--- start of Stored rows ---
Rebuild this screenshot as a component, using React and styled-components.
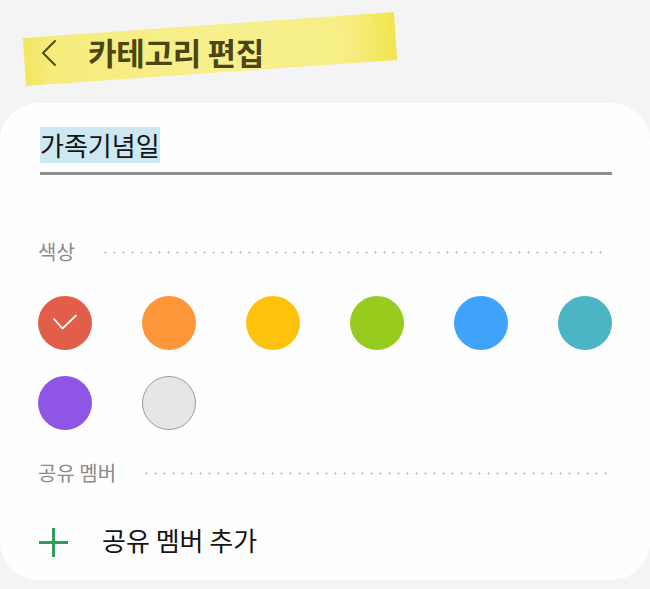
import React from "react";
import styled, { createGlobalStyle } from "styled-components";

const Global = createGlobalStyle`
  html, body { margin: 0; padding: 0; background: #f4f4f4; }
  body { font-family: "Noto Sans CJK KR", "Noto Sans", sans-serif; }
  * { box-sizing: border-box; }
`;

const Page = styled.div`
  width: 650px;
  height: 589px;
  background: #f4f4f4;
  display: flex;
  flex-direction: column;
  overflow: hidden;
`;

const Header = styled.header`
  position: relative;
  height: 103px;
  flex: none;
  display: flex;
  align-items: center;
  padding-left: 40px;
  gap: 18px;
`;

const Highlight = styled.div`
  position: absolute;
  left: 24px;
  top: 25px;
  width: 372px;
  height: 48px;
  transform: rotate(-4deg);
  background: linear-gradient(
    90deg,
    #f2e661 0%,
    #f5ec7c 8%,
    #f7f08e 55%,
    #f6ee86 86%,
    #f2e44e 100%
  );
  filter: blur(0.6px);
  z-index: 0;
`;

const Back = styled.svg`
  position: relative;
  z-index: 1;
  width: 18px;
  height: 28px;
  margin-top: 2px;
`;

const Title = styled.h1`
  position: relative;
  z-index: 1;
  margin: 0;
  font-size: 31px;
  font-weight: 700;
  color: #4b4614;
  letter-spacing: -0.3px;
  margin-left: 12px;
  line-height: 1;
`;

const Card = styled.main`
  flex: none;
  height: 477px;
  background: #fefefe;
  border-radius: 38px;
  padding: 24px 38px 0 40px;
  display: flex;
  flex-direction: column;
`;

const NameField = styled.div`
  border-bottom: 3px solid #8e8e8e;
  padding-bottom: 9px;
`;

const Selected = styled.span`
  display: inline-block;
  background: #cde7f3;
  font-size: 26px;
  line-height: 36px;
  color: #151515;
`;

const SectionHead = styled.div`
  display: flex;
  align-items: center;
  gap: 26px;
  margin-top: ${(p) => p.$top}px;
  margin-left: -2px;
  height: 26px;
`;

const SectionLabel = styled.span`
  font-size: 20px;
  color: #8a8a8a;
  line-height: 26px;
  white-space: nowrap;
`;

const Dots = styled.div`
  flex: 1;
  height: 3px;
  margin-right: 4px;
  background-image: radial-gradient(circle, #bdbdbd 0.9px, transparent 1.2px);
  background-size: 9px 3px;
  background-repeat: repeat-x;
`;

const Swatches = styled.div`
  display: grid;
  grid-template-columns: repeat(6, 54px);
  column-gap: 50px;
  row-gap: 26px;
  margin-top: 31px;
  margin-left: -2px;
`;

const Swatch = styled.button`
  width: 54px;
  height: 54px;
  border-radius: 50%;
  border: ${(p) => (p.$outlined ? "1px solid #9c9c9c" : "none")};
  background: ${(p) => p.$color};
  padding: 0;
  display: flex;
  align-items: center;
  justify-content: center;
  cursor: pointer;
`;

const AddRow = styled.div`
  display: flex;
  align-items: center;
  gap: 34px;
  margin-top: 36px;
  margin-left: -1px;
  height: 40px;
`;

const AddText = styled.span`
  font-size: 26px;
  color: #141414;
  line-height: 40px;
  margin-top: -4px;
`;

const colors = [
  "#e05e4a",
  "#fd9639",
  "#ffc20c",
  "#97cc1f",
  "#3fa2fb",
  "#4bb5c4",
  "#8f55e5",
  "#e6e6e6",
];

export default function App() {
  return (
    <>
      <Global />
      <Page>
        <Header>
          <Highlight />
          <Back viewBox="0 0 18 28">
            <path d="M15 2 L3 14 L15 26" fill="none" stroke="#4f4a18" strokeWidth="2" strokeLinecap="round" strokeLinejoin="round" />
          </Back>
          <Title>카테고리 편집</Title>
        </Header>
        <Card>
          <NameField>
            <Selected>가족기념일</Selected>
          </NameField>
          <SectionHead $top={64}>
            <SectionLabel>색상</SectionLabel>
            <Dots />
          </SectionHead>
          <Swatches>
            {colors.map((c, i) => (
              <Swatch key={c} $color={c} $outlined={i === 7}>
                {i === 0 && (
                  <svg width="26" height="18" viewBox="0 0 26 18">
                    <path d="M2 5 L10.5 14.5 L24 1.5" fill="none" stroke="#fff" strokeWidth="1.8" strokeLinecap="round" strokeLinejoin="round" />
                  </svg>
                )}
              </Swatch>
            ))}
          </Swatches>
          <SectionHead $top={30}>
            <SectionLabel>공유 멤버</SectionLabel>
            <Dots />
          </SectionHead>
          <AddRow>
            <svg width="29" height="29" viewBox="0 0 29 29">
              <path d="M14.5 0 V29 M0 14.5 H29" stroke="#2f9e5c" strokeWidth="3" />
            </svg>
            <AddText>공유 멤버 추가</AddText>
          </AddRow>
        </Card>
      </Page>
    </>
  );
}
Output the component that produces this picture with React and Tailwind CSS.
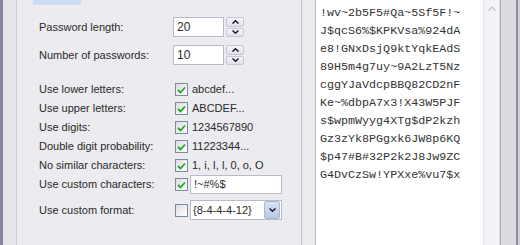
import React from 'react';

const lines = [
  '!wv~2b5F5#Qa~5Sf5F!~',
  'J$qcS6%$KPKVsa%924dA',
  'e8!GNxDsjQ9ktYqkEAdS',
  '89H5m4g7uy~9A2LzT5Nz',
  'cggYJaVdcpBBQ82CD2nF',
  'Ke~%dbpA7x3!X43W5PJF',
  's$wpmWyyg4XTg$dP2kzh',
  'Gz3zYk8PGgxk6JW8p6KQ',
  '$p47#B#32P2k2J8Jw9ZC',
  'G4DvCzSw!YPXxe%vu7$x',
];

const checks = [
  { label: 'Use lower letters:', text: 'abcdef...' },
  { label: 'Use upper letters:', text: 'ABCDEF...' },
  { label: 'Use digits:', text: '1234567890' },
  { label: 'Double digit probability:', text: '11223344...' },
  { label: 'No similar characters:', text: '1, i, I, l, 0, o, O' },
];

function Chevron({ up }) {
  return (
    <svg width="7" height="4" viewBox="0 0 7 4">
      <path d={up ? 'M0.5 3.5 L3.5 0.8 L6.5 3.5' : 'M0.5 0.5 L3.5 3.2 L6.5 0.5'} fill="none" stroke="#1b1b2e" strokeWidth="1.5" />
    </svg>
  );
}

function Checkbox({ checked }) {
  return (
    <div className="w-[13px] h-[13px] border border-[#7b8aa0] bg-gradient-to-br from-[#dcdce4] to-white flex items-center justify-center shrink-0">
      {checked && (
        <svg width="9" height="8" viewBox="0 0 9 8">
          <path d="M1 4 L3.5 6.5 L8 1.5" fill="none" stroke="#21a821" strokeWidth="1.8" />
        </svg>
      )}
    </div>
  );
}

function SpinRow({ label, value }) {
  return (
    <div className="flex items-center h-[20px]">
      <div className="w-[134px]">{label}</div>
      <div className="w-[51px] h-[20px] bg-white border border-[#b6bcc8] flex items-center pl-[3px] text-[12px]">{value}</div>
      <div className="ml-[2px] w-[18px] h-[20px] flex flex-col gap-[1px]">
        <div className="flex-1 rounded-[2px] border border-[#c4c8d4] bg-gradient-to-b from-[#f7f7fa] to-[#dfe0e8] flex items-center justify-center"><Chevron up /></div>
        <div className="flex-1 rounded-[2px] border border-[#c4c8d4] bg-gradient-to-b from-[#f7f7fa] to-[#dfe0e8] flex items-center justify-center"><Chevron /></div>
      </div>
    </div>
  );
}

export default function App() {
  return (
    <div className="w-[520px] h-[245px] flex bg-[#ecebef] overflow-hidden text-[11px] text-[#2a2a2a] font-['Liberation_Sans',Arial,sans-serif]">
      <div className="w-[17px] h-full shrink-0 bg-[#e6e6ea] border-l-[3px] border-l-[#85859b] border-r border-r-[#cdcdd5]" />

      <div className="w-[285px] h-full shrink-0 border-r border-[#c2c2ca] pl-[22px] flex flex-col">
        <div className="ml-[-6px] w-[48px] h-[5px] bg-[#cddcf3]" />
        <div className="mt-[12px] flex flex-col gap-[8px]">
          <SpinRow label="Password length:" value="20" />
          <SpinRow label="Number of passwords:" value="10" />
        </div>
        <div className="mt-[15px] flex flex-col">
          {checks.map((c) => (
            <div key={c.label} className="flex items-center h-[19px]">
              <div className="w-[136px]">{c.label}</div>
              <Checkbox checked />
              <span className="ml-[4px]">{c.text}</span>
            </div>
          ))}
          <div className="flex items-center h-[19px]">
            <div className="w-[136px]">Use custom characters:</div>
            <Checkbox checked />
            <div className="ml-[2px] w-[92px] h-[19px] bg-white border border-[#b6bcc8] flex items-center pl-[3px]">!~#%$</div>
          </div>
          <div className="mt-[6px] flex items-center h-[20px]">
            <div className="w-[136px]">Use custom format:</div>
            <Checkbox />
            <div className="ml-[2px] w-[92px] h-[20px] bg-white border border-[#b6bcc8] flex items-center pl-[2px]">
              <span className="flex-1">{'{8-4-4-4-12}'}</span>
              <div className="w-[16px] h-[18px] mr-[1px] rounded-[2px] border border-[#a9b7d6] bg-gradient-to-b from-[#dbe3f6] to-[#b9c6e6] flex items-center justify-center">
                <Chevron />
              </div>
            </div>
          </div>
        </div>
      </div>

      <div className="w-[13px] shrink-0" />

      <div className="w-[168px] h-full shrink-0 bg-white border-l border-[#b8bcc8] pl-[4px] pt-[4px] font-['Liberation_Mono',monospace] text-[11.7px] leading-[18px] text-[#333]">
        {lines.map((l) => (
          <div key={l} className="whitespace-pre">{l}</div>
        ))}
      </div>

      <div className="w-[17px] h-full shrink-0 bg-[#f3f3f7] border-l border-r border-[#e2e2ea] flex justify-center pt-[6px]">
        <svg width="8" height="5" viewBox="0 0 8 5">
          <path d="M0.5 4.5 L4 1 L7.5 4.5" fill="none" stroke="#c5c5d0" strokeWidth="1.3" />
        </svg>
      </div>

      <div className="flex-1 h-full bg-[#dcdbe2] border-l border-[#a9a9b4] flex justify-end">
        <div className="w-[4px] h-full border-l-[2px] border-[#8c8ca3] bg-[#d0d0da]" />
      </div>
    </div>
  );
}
--- end of Stored rows ---
Work to do: Gather up, from the records above, each line where the word "React" appears.

Exercise result:
Rebuild this screenshot as a component, using React and styled-components.
import React from "react";
Output the component that produces this picture with React and Tailwind CSS.
import React from 'react';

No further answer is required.